Changes in the 2009 Act

There are several ways in which the new Act will change the original. The tight timescale is not one of them.

One of the major changes introduced by the 2009 Act is the removal of the requirement for construction contracts to be in writing, so the right to adjudicate will apply to all such contracts, whether they are written, oral or both. This is likely to mean that an increasing number of arrangements will be caught, with the probable consequence that more disputes will be referred to adjudication. It is likely that this will result in more cases ending up in enforcement actions before the courts in the event of a party failing to honour the terms of an adjudicator’s decision.

Adjudications under the 2009 Act may also have the added complication of establishing the terms of a purely oral agreement. If there is a straightforward conflict between the parties as to what was said about the terms of a purely oral agreement, the adjudicator will have to carry out the potentially tricky exercise of deciding who to believe.

Some practical tips to avoid (or at least survive) an adjudication

There is no opting out of the 1996 Act but the following practical measures can be taken to prepare for the process of adjudication.

Get the right contract in the first place

Many standard forms of contract contain express adjudication provisions but certain projects do not fall under the 1996 Act because, for example, a residential occupier is involved or the works (such as shop-fitting) are excluded.
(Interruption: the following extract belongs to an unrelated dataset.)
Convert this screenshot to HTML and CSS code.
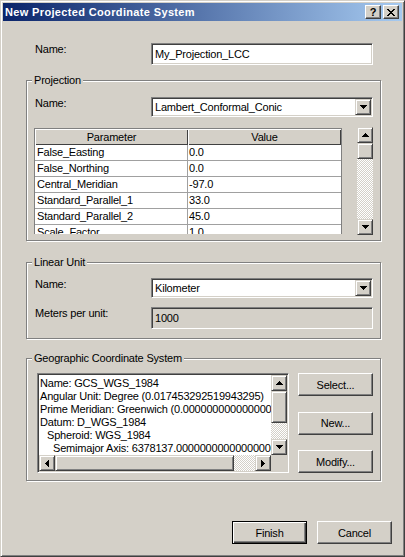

In these circumstances, you could consider adapting the contract to remove the adjudication provisions altogether.

Even if the contract is caught, as long as it contains what the 1996 Act says it should, the adjudication procedure can be tailored to fit, perhaps by naming the adjudicator in advance or restricting the length of submissions.

Deal with the notice quickly

There is a compelling need to react very swiftly when a notice of adjudication is received and, as well as getting legal assistance, insurers may also need to be notified. There are many examples of a party not responding to a notice until it is too late.

Allocate time

Because of the truncated nature of the process, there is often an intense period during which there can be a serious drain on management time, with personnel having to be taken off the job to assist with the prosecution or defence of an adjudication. Therefore steps need to be quickly taken to identify who is going to assemble the information needed and deal with the day-to-day commitment.
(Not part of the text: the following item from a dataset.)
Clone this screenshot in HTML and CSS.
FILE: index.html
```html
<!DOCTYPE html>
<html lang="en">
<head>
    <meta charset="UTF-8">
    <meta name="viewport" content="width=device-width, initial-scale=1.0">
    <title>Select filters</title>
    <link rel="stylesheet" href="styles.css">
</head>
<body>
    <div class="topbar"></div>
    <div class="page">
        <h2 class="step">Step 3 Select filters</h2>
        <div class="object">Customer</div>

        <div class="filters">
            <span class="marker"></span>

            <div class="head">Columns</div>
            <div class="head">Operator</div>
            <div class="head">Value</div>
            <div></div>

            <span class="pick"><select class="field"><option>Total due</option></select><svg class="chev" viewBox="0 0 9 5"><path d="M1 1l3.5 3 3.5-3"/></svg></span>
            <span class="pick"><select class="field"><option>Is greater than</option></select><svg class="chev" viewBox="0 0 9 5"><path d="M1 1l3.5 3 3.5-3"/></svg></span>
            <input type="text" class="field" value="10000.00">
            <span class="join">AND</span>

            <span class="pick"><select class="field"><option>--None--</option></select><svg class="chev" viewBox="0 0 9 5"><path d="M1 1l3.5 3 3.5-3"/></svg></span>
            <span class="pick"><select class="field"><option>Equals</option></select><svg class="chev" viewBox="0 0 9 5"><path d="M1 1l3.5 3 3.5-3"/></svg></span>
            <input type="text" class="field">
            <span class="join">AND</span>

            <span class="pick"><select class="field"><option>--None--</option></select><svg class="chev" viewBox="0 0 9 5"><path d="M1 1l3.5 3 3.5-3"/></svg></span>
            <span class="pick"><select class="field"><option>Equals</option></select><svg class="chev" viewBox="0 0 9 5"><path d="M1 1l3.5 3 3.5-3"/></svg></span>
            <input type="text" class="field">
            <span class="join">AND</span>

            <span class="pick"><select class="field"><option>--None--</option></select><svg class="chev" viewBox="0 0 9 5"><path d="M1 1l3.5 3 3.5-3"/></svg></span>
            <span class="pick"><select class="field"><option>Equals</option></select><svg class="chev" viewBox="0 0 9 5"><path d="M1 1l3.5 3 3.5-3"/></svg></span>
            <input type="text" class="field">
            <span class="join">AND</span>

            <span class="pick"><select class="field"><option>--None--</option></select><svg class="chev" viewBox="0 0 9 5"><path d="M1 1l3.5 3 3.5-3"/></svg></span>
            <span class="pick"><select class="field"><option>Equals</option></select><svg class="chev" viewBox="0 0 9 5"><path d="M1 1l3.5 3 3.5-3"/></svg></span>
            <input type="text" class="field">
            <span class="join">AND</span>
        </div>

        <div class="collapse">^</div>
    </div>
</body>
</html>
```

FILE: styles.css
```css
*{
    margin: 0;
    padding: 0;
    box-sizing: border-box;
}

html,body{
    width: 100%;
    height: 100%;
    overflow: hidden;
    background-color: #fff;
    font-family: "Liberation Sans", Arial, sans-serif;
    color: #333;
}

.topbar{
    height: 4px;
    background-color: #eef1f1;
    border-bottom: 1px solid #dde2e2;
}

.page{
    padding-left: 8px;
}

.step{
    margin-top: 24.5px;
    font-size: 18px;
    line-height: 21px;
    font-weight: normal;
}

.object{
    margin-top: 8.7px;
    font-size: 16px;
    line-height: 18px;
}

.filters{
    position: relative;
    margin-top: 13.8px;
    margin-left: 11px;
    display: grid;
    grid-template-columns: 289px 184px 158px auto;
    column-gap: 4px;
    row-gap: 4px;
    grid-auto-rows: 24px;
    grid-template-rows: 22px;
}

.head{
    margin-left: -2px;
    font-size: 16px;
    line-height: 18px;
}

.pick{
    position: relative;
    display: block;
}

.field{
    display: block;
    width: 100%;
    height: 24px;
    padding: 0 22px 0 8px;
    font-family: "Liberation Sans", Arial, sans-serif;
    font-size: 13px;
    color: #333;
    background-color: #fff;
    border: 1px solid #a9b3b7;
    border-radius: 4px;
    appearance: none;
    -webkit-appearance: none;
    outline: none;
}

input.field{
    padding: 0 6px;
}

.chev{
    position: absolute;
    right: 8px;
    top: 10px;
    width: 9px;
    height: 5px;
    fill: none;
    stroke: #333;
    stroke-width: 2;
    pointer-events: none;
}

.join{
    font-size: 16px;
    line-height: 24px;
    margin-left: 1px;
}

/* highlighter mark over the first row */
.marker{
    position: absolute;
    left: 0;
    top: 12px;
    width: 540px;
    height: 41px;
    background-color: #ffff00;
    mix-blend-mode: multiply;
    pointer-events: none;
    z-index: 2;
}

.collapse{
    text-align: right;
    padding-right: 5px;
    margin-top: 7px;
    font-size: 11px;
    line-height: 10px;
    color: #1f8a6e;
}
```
There will be a costs burden. The adjudication process is not cheap and it is very rare that an adjudicator will ever have the power to award one party to pay the other’s legal costs. The adjudicator will also charge for their own fees and expenses, for which the parties remain jointly liable (although they are usually directed to be paid by the unsuccessful party).


It would be preferable to end with a positive message that this is a situation in which a new Act will cure many of the ills of the old. Unfortunately, that is unlikely to be the case. Many, if not more, agreements will be caught if and when the 2009 Act comes into force, and it will be no easier to work out whether an agreement will be covered.

The best advice is to be aware of the risk that agreements might be caught and be ready to react swiftly if it looks like a dispute is brewing.


  1. See Carillion Construction Ltd v Devonport Royal Dockyard (No 1) [2003], in which the adjudicator had no jurisdiction to decide whether an oral agreement varied the written consent.
  2. See Bouygues (UK) Ltd v Dahl-Jenson (UK) Ltd [2000], in which an adjudicator’s decision was enforced even though it was agreed that he had made an error in mistakenly releasing retention.